_Information provided_.
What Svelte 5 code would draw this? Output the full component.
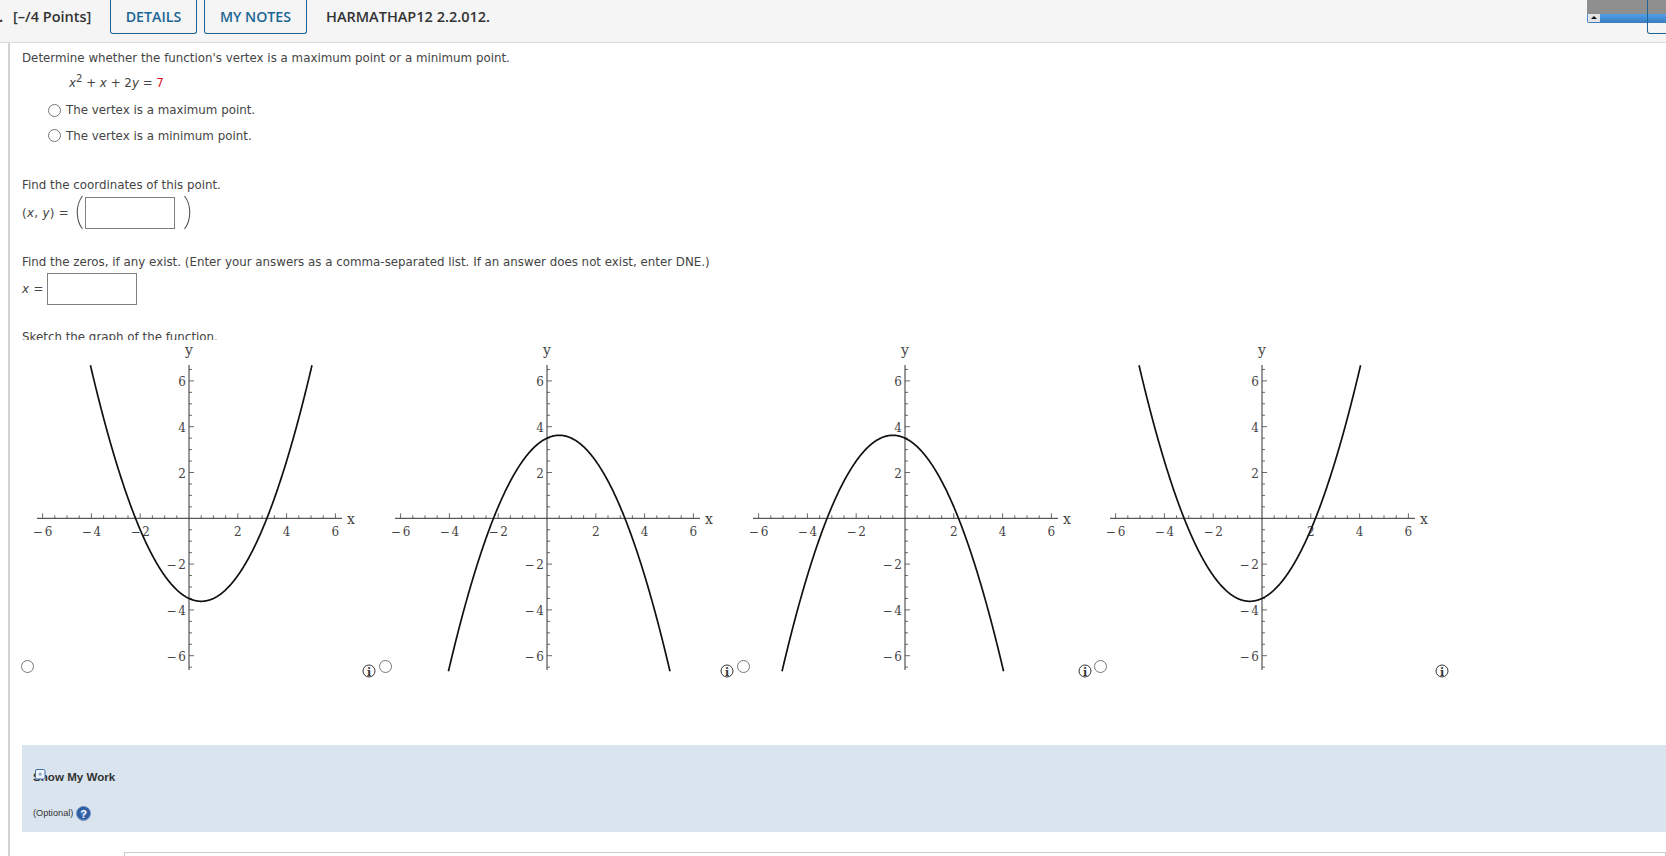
<script lang="ts">
  const xUnit = 24.4;
  const yUnit = 22.9;
  const axisX = 155;
  const axisY = 178.3;
  const yMax = 6.75;

  const xLabels = [-6, -4, -2, 2, 4, 6];
  const yLabels = [6, 4, 2, -2, -4, -6];
  const xTicks = Array.from({ length: 25 }, (_, i) => -6 + i / 2);
  const yTicks = Array.from({ length: 27 }, (_, i) => -6.5 + i / 2);

  const graphs = [
    { sign: 1, b: -1 },
    { sign: -1, b: -1 },
    { sign: -1, b: 1 },
    { sign: 1, b: 1 }
  ];

  function curve(sign: number, b: number) {
    const pts: string[] = [];
    for (let x = -6.2; x <= 6.2; x += 0.02) {
      const y = (sign * (x * x + b * x - 7)) / 2;
      if (Math.abs(y) > yMax) continue;
      pts.push(`${(axisX + x * xUnit).toFixed(2)},${(axisY - y * yUnit).toFixed(2)}`);
    }
    return pts.join(' ');
  }

  const fmt = (n: number) => (n < 0 ? `− ${-n}` : `${n}`);
</script>

<div class="page">
  <header class="top">
    <span class="dot">.</span>
    <span class="points">[–/4 Points]</span>
    <button class="tab details">DETAILS</button>
    <button class="tab notes">MY NOTES</button>
    <span class="code">HARMATHAP12 2.2.012.</span>
  </header>

  <div class="widget">
    <div class="gray"></div>
    <div class="bar"><span class="arrow"></span></div>
    <div class="cut-tab"></div>
  </div>

  <main class="question">
    <p class="line">Determine whether the function's vertex is a maximum point or a minimum point.</p>
    <p class="line equation"><i>x</i><sup>2</sup> + <i>x</i> + 2<i>y</i> = <span class="red">7</span></p>

    <label class="choice first"><input type="radio" name="vertex" /> The vertex is a maximum point.</label>
    <label class="choice"><input type="radio" name="vertex" /> The vertex is a minimum point.</label>

    <p class="line coords-title">Find the coordinates of this point.</p>
    <div class="answer coords">
      <span class="prefix">(<i>x</i>, <i>y</i>) =</span>
      <svg class="paren" width="9" height="35" viewBox="0 0 9 35">
        <path d="M7.5 1 C0.5 10 0.5 25 7.5 34" fill="none" stroke="#555" stroke-width="1.1" />
      </svg>
      <input type="text" />
      <svg class="paren right" width="9" height="35" viewBox="0 0 9 35">
        <path d="M1.5 1 C8.5 10 8.5 25 1.5 34" fill="none" stroke="#555" stroke-width="1.1" />
      </svg>
    </div>

    <p class="line zeros-title">Find the zeros, if any exist. (Enter your answers as a comma-separated list. If an answer does not exist, enter DNE.)</p>
    <div class="answer zeros">
      <span class="prefix"><i>x</i> =</span>
      <input type="text" />
    </div>

    <p class="line sketch">Sketch the graph of the function.</p>

    <div class="graphs">
      {#each graphs as g}
        <div class="cell">
          <input class="pick" type="radio" name="graph" />
          <svg class="plot" width="326" height="336" viewBox="0 0 326 336">
            <line class="axis" x1="3" y1={axisY} x2="308" y2={axisY} />
            <line class="axis" x1={axisX} y1="25" x2={axisX} y2="330" />
            {#each xTicks as t}
              {#if t !== 0}
                <line class="tick" x1={axisX + t * xUnit} x2={axisX + t * xUnit} y1={axisY} y2={axisY - (t % 2 === 0 ? 5 : 3)} />
              {/if}
            {/each}
            {#each yTicks as t}
              {#if t !== 0}
                <line class="tick" x1={axisX} x2={axisX + (t % 2 === 0 ? 5 : 3)} y1={axisY - t * yUnit} y2={axisY - t * yUnit} />
              {/if}
            {/each}
            {#each xLabels as n}
              <text class="num" x={axisX + n * xUnit} y={axisY + 18} text-anchor="middle">{fmt(n)}</text>
            {/each}
            {#each yLabels as n}
              <text class="num" x={axisX - 3} y={axisY - n * yUnit + 5} text-anchor="end">{fmt(n)}</text>
            {/each}
            <text class="name" x={axisX} y="15" text-anchor="middle">y</text>
            <text class="name" x="317" y={axisY + 6} text-anchor="middle">x</text>
            <polyline class="curve" points={curve(g.sign, g.b)} />
          </svg>
          <svg class="info" width="14" height="14" viewBox="0 0 14 14">
            <circle cx="7" cy="7" r="6" fill="#fff" stroke="#333" stroke-width="1" />
            <text x="7" y="11.5" text-anchor="middle">i</text>
          </svg>
        </div>
      {/each}
    </div>

    <section class="work">
      <div class="work-title">
        <svg class="expand" width="11" height="11" viewBox="0 0 11 11">
          <rect x="0.5" y="0.5" width="9.5" height="9.5" rx="1.5" fill="#eef3f9" stroke="#3f6fa8" />
          <circle cx="5.2" cy="5.2" r="1.6" fill="#8fa9cc" />
        </svg>
        Show My Work
      </div>
      <div class="optional">
        (Optional)
        <svg width="15" height="15" viewBox="0 0 15 15">
          <defs>
            <radialGradient id="help" cx="50%" cy="45%" r="55%">
              <stop offset="0%" stop-color="#4f7fc4" />
              <stop offset="75%" stop-color="#2a5598" />
              <stop offset="100%" stop-color="#6f93cc" />
            </radialGradient>
          </defs>
          <circle cx="7.5" cy="7.5" r="7" fill="url(#help)" stroke="#5f84bf" stroke-width="0.8" />
          <text x="7.5" y="11.5" text-anchor="middle">?</text>
        </svg>
      </div>
    </section>

    <div class="notes-box"></div>
  </main>
</div>

<style>
  :global(body) {
    overflow: hidden;
    background: #fff;
  }

  .page {
    position: relative;
    height: 856px;
    overflow: hidden;
    font-family: "DejaVu Sans", sans-serif;
    font-size: 11.85px;
    color: #444;
  }

  .top {
    display: flex;
    align-items: flex-start;
    height: 42px;
    background: #f5f5f5;
    border-bottom: 1px solid #ddd;
    font-family: "Open Sans", sans-serif;
    font-weight: 600;
    font-size: 14.5px;
    line-height: 34px;
    color: #333;
  }

  .dot {
    width: 13px;
    font-weight: 700;
    margin-left: -1px;
    margin-right: 1px;
  }

  .points {
    width: 97px;
  }

  .tab {
    height: 34px;
    margin: 0 7px 0 0;
    padding: 0;
    box-sizing: border-box;
    background: none;
    border: 1px solid #1b6694;
    border-top: none;
    border-radius: 0 0 3px 3px;
    color: #1b6694;
    font: inherit;
    font-size: 14.2px;
    line-height: 34px;
  }

  .details {
    width: 87px;
  }

  .notes {
    width: 103px;
    margin-right: 19px;
  }

  .widget {
    position: absolute;
    top: 0;
    right: 0;
    width: 79px;
    height: 34px;
  }

  .gray {
    height: 14px;
    background: #8f8f8f;
  }

  .bar {
    height: 9px;
    border-bottom-left-radius: 2px;
    background: linear-gradient(#4f9fec, #3c7cbc);
  }

  .arrow {
    display: block;
    position: relative;
    width: 12px;
    height: 8px;
    margin-left: 1px;
    background: #e4e4e4;
  }

  .arrow::after {
    content: '';
    position: absolute;
    left: 3px;
    top: 2px;
    border: 3px solid transparent;
    border-top: 0;
    border-bottom: 3px solid #111;
  }

  .cut-tab {
    position: absolute;
    left: 60px;
    top: 0;
    width: 30px;
    height: 33px;
    border: 1px solid #1b6694;
    border-top: none;
    border-radius: 0 0 3px 3px;
  }

  .question {
    height: 813px;
    margin-left: 8px;
    padding: 7px 0 0 12px;
    box-sizing: border-box;
    border-left: 2px solid #d2d2d2;
  }

  .line {
    margin: 0;
    line-height: 16px;
    white-space: nowrap;
  }

  .equation {
    margin-top: 9px;
    padding-left: 47px;
  }

  sup {
    font-size: 10px;
    line-height: 0;
  }

  .red {
    color: #e0101e;
  }

  .choice {
    display: flex;
    align-items: center;
    gap: 5px;
    height: 16px;
    margin-top: 9.5px;
    padding-left: 26px;
  }

  .choice.first {
    margin-top: 11px;
  }

  .choice input,
  .pick {
    width: 13px;
    height: 13px;
    margin: 0;
    flex: none;
  }

  .coords-title {
    margin-top: 33.5px;
  }

  .answer {
    display: flex;
    align-items: center;
  }

  .answer input {
    box-sizing: border-box;
    width: 90px;
    height: 32px;
    margin: 0;
    padding: 0;
    border: 1px solid #808080;
    background: #fff;
  }

  .prefix {
    flex: none;
    letter-spacing: 0.3px;
  }

  .coords {
    margin-top: 2px;
  }

  .coords .prefix {
    width: 53px;
  }

  .zeros .prefix {
    width: 25px;
  }

  .paren {
    flex: none;
    margin-right: 1px;
  }

  .paren.right {
    margin: 0 0 0 8px;
  }

  .zeros-title {
    margin-top: 24px;
  }

  .zeros {
    margin-top: 3px;
  }

  .sketch {
    height: 11px;
    margin-top: 24px;
    overflow: hidden;
  }

  .graphs {
    display: flex;
    margin-left: -1px;
  }

  .cell {
    display: flex;
    flex: none;
    align-items: flex-end;
    width: 357.8px;
  }

  .pick {
    margin-bottom: 5px;
  }

  .plot {
    flex: none;
    margin-bottom: 2px;
    margin-right: 2px;
    overflow: visible;
  }

  .axis {
    stroke: #333;
    stroke-width: 1;
  }

  .tick {
    stroke: #444;
    stroke-width: 0.8;
  }

  .curve {
    fill: none;
    stroke: #111;
    stroke-width: 1.7;
  }

  .num {
    font-family: "DejaVu Serif", serif;
    font-size: 12px;
    fill: #444;
    word-spacing: -2px;
  }

  .name {
    font-family: "DejaVu Serif", serif;
    font-size: 14px;
    fill: #444;
  }

  .info {
    flex: none;
  }

  .info text {
    font-family: "DejaVu Serif", serif;
    font-size: 11px;
    font-weight: 700;
    fill: #333;
  }

  .work {
    height: 87px;
    margin-top: 67px;
    padding: 24px 0 0 11px;
    box-sizing: border-box;
    background: #d9e4ee;
    font-family: "Liberation Sans", sans-serif;
    color: #333;
  }

  .work-title {
    position: relative;
    font-weight: 700;
    font-size: 11.6px;
    line-height: 16px;
  }

  .expand {
    position: absolute;
    left: 2px;
    top: 0;
  }

  .optional {
    display: flex;
    align-items: center;
    gap: 3px;
    height: 16px;
    margin-top: 20px;
    font-size: 9.2px;
  }

  .optional text {
    font-family: "Liberation Sans", sans-serif;
    font-size: 11px;
    font-weight: 700;
    fill: #fff;
  }

  .notes-box {
    height: 60px;
    margin: 20px 0 0 102px;
    border: 1px solid #ccc;
  }
</style>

_Exercise details_.
Exactly as written, please give again the lines from the beginning of the listing through the line containing "a minimum point.</label>", inclusive, without any pictures.

_The completed task_.
What Svelte 5 code would draw this? Output the full component.
<script lang="ts">
  const xUnit = 24.4;
  const yUnit = 22.9;
  const axisX = 155;
  const axisY = 178.3;
  const yMax = 6.75;

  const xLabels = [-6, -4, -2, 2, 4, 6];
  const yLabels = [6, 4, 2, -2, -4, -6];
  const xTicks = Array.from({ length: 25 }, (_, i) => -6 + i / 2);
  const yTicks = Array.from({ length: 27 }, (_, i) => -6.5 + i / 2);

  const graphs = [
    { sign: 1, b: -1 },
    { sign: -1, b: -1 },
    { sign: -1, b: 1 },
    { sign: 1, b: 1 }
  ];

  function curve(sign: number, b: number) {
    const pts: string[] = [];
    for (let x = -6.2; x <= 6.2; x += 0.02) {
      const y = (sign * (x * x + b * x - 7)) / 2;
      if (Math.abs(y) > yMax) continue;
      pts.push(`${(axisX + x * xUnit).toFixed(2)},${(axisY - y * yUnit).toFixed(2)}`);
    }
    return pts.join(' ');
  }

  const fmt = (n: number) => (n < 0 ? `− ${-n}` : `${n}`);
</script>

<div class="page">
  <header class="top">
    <span class="dot">.</span>
    <span class="points">[–/4 Points]</span>
    <button class="tab details">DETAILS</button>
    <button class="tab notes">MY NOTES</button>
    <span class="code">HARMATHAP12 2.2.012.</span>
  </header>

  <div class="widget">
    <div class="gray"></div>
    <div class="bar"><span class="arrow"></span></div>
    <div class="cut-tab"></div>
  </div>

  <main class="question">
    <p class="line">Determine whether the function's vertex is a maximum point or a minimum point.</p>
    <p class="line equation"><i>x</i><sup>2</sup> + <i>x</i> + 2<i>y</i> = <span class="red">7</span></p>

    <label class="choice first"><input type="radio" name="vertex" /> The vertex is a maximum point.</label>
    <label class="choice"><input type="radio" name="vertex" /> The vertex is a minimum point.</label>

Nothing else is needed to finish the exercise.